One day, I walk up to the lake and she's back. So, I'm smiling at her first this time, probably like a weirdo, because I was so happy to see her. And the next morning, probably like everyone here, I'd got into baking during lockdown, and I brought her a slice of banana bread and we shared that by the edge of the lake together. She told me that she had buried her husband and described the socially distanced funeral broadcast over Zoom and the goodbye that she hadn't said. It was the strangest feeling, because I was listening to her, and she's 40 years older than me, and she's German and I've tried with all my might not to like her, but we so intrinsically understood each other. 

 

I spoke to her about my uncle and about Simon. She didn't ask how he did it, or was he depressed or any of those questions that I'd become really resistant to hearing. She just listened without need for any explanation. I realized we've both come filled with sadness to this lake. Spring turns into summer, and we keep swimming and now we're not just in the fair-weather territory. We've got other swimmers coming in, so we welcome them into our weird gang of [chuckles] misfits.

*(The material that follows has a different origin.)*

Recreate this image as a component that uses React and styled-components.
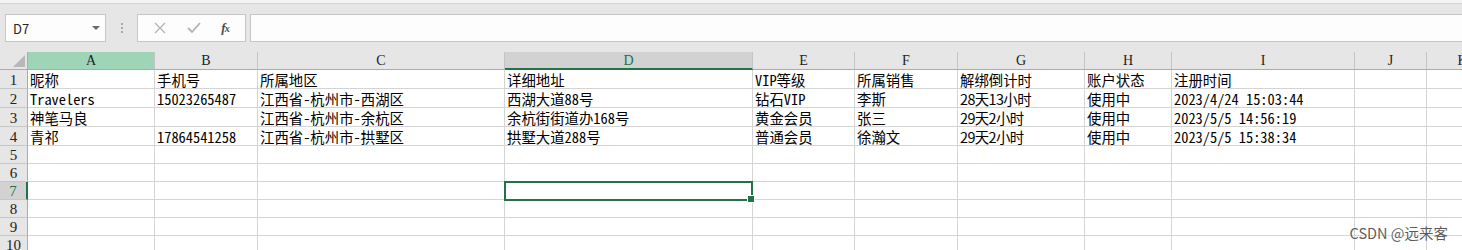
import React from 'react';
import styled, { createGlobalStyle } from 'styled-components';

const GlobalStyle = createGlobalStyle`
  html, body {
    margin: 0;
    padding: 0;
    background: #ffffff;
    overflow: hidden;
  }
  * {
    box-sizing: border-box;
  }
`;

const GREEN = '#217346';
const GRID = '#d4d4d4';
const HEAD_BG = '#e6e6e6';
const HEAD_LINE = '#ababab';

const CELL_FONT = `"Noto Sans Mono CJK SC", "Liberation Mono", "Noto Sans CJK SC", monospace`;
const SANS_FONT = `"Noto Sans CJK SC", "Liberation Sans", sans-serif`;
const HEAD_FONT = `"Liberation Serif", "Noto Sans CJK SC", serif`;

const StyledPage = styled.div`
  position: relative;
  width: 1462px;
  height: 250px;
  overflow: hidden;
`;

const StyledTopStrip = styled.div`
  height: 4px;
  background-color: #f3f3f3;
  border-bottom: 1px solid #d5d5d5;
`;

const StyledFormulaBar = styled.div`
  display: flex;
  align-items: center;
  height: 48px;
  padding: 10px 0 10px 5px;
  background-color: ${HEAD_BG};
`;

const StyledNameBox = styled.div`
  position: relative;
  display: flex;
  align-items: center;
  width: 101px;
  height: 28px;
  padding-left: 7px;
  background-color: #fdfdfd;
  border: 1px solid #c6c6c6;
  font-family: ${SANS_FONT};
  font-size: 13px;
  color: #262626;
`;

const StyledCaret = styled.span`
  position: absolute;
  right: 5px;
  top: 11px;
  width: 0;
  height: 0;
  border-left: 4px solid transparent;
  border-right: 4px solid transparent;
  border-top: 4px solid #6b6b6b;
`;

const StyledGrip = styled.div`
  display: flex;
  flex-direction: column;
  justify-content: center;
  gap: 2px;
  width: 31px;
  align-items: center;
  span {
    width: 2px;
    height: 2px;
    background-color: #a8a8a8;
  }
`;

const StyledButtonsBox = styled.div`
  display: flex;
  align-items: center;
  justify-content: space-around;
  width: 109px;
  height: 28px;
  padding: 0 6px;
  background-color: #fdfdfd;
  border: 1px solid #c6c6c6;
`;

const StyledFx = styled.span`
  font-family: "Liberation Serif", serif;
  font-style: italic;
  font-weight: bold;
  font-size: 13px;
  color: #4a4a4a;
  letter-spacing: -1px;
  small {
    font-size: 10px;
  }
`;

const StyledFormulaInput = styled.div`
  flex: 1;
  height: 28px;
  margin-left: 4px;
  margin-right: -2px;
  background-color: #fdfdfd;
  border: 1px solid #c6c6c6;
`;

const StyledGrid = styled.div`
  display: grid;
  grid-template-columns: ${({ $cols }) => $cols};
  grid-auto-rows: auto;
`;

const StyledCorner = styled.div`
  position: relative;
  height: 18px;
  background-color: ${HEAD_BG};
  border-right: 1px solid ${HEAD_LINE};
  border-bottom: 1px solid ${HEAD_LINE};
  &::after {
    content: '';
    position: absolute;
    right: 2px;
    bottom: 2px;
    width: 0;
    height: 0;
    border-left: 12px solid transparent;
    border-bottom: 12px solid #b7b7b7;
  }
`;

const StyledColHead = styled.div`
  display: flex;
  align-items: center;
  justify-content: center;
  height: 18px;
  padding-top: 1px;
  line-height: 16px;
  background-color: ${({ $state }) =>
    $state === 'active' ? '#d2d2d2' : $state === 'marked' ? '#9fd5b7' : HEAD_BG};
  border-right: 1px solid #c3c3c3;
  border-bottom: ${({ $state }) =>
    $state === 'active' ? `2px solid ${GREEN}` : `1px solid ${HEAD_LINE}`};
  font-family: ${HEAD_FONT};
  font-size: 14px;
  color: ${({ $state }) => ($state === 'active' ? GREEN : '#222')};
`;

const StyledRowHead = styled.div`
  display: flex;
  align-items: center;
  justify-content: center;
  height: ${({ $h }) => $h}px;
  padding-top: 1px;
  line-height: 16px;
  background-color: ${({ $active }) => ($active ? '#d2d2d2' : HEAD_BG)};
  border-right: ${({ $active }) => ($active ? `2px solid ${GREEN}` : `1px solid ${HEAD_LINE}`)};
  border-bottom: 1px solid #c6c6c6;
  font-family: ${HEAD_FONT};
  font-size: 15px;
  color: ${({ $active }) => ($active ? GREEN : '#222')};
`;

const StyledCell = styled.div`
  position: relative;
  display: flex;
  align-items: center;
  height: ${({ $h }) => $h}px;
  padding: 1px 0 0 2px;
  line-height: 16px;
  border-right: 1px solid ${GRID};
  border-bottom: 1px solid ${GRID};
  font-family: ${({ $sans }) => ($sans ? SANS_FONT : CELL_FONT)};
  font-size: 14.4px;
  letter-spacing: ${({ $sans }) => ($sans ? '-0.6px' : '0')};
  color: #000;
  white-space: nowrap;
  overflow: visible;
`;

const StyledSelection = styled.div`
  position: absolute;
  top: -1px;
  left: -1px;
  right: -1px;
  bottom: -2px;
  border: 2px solid ${GREEN};
  z-index: 2;
  &::after {
    content: '';
    position: absolute;
    right: -4px;
    bottom: -4px;
    width: 6px;
    height: 6px;
    background-color: ${GREEN};
    border: 1px solid #fff;
  }
`;

const StyledWatermark = styled.div`
  position: absolute;
  right: 14px;
  top: 224px;
  line-height: 18px;
  font-family: ${SANS_FONT};
  font-size: 14.5px;
  color: rgba(60, 60, 60, 0.85);
  text-shadow: 0 0 2px #fff, 0 0 2px #fff;
  z-index: 5;
`;

const columns = ['A', 'B', 'C', 'D', 'E', 'F', 'G', 'H', 'I', 'J', 'K'];
const widths = [127, 103, 247, 248, 102, 103, 127, 87, 183, 72, 72];

const data = [
  ['昵称', '手机号', '所属地区', '详细地址', 'VIP等级', '所属销售', '解绑倒计时', '账户状态', '注册时间'],
  ['Travelers', '15023265487', '江西省-杭州市-西湖区', '西湖大道88号', '钻石VIP', '李斯', '28天13小时', '使用中', '2023/4/24 15:03:44'],
  ['神笔马良', '', '江西省-杭州市-余杭区', '余杭街街道办168号', '黄金会员', '张三', '29天2小时', '使用中', '2023/5/5 14:56:19'],
  ['青祁', '17864541258', '江西省-杭州市-拱墅区', '拱墅大道288号', '普通会员', '徐瀚文', '29天2小时', '使用中', '2023/5/5 15:38:34'],
];

const ROW_COUNT = 11;
const ACTIVE_ROW = 7;
const ACTIVE_COL = 3;

function XIcon() {
  return (
    <svg width="12" height="12" viewBox="0 0 12 12">
      <path d="M1 1 L11 11 M11 1 L1 11" stroke="#b3b3b3" strokeWidth="1.3" fill="none" />
    </svg>
  );
}

function CheckIcon() {
  return (
    <svg width="14" height="12" viewBox="0 0 14 12">
      <path d="M1 6 L5 10 L13 1" stroke="#b3b3b3" strokeWidth="1.8" fill="none" />
    </svg>
  );
}

export default function App() {
  const cols = `28px ${widths.map((w) => `${w}px`).join(' ')}`;

  return (
    <StyledPage>
      <GlobalStyle />
      <StyledTopStrip />
      <StyledFormulaBar>
        <StyledNameBox>
          D7
          <StyledCaret />
        </StyledNameBox>
        <StyledGrip>
          <span />
          <span />
          <span />
        </StyledGrip>
        <StyledButtonsBox>
          <XIcon />
          <CheckIcon />
          <StyledFx>
            f<small>x</small>
          </StyledFx>
        </StyledButtonsBox>
        <StyledFormulaInput />
      </StyledFormulaBar>

      <StyledGrid $cols={cols}>
        <StyledCorner />
        {columns.map((c, i) => (
          <StyledColHead key={c} $state={i === ACTIVE_COL ? 'active' : i === 0 ? 'marked' : ''}>
            {c}
          </StyledColHead>
        ))}

        {Array.from({ length: ROW_COUNT }, (_, r) => {
          const rowNo = r + 1;
          const h = rowNo <= 4 ? 19 : 18;
          const values = data[r] || [];
          return (
            <React.Fragment key={rowNo}>
              <StyledRowHead $h={h} $active={rowNo === ACTIVE_ROW}>
                {rowNo}
              </StyledRowHead>
              {columns.map((c, ci) => (
                <StyledCell key={c} $h={h} $sans={ci === 6 && rowNo > 1}>
                  {values[ci] || ''}
                  {rowNo === ACTIVE_ROW && ci === ACTIVE_COL && <StyledSelection />}
                </StyledCell>
              ))}
            </React.Fragment>
          );
        })}
      </StyledGrid>

      <StyledWatermark>CSDN @远来客</StyledWatermark>
    </StyledPage>
  );
}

We slowly all swim together. We have a WhatsApp group. And you message in it and see when you want to go for a swim and there's always someone to swim with. I began to realize actually we're all in this strange place of coming to the water, because we're looking for some form of connection. 

 

Now, I left that house which was in Oxford, and that lake. I moved to London last summer and I don't swim every day anymore. I think I don't need it in that same visceral way. But every time I'm back in the water, I still feel that childhood excitement and I feel that first icy dip and I feel that sacred ritual of the time when I swam every morning, because it kept me here, and I especially feel the healing that I found in the kindness of a stranger.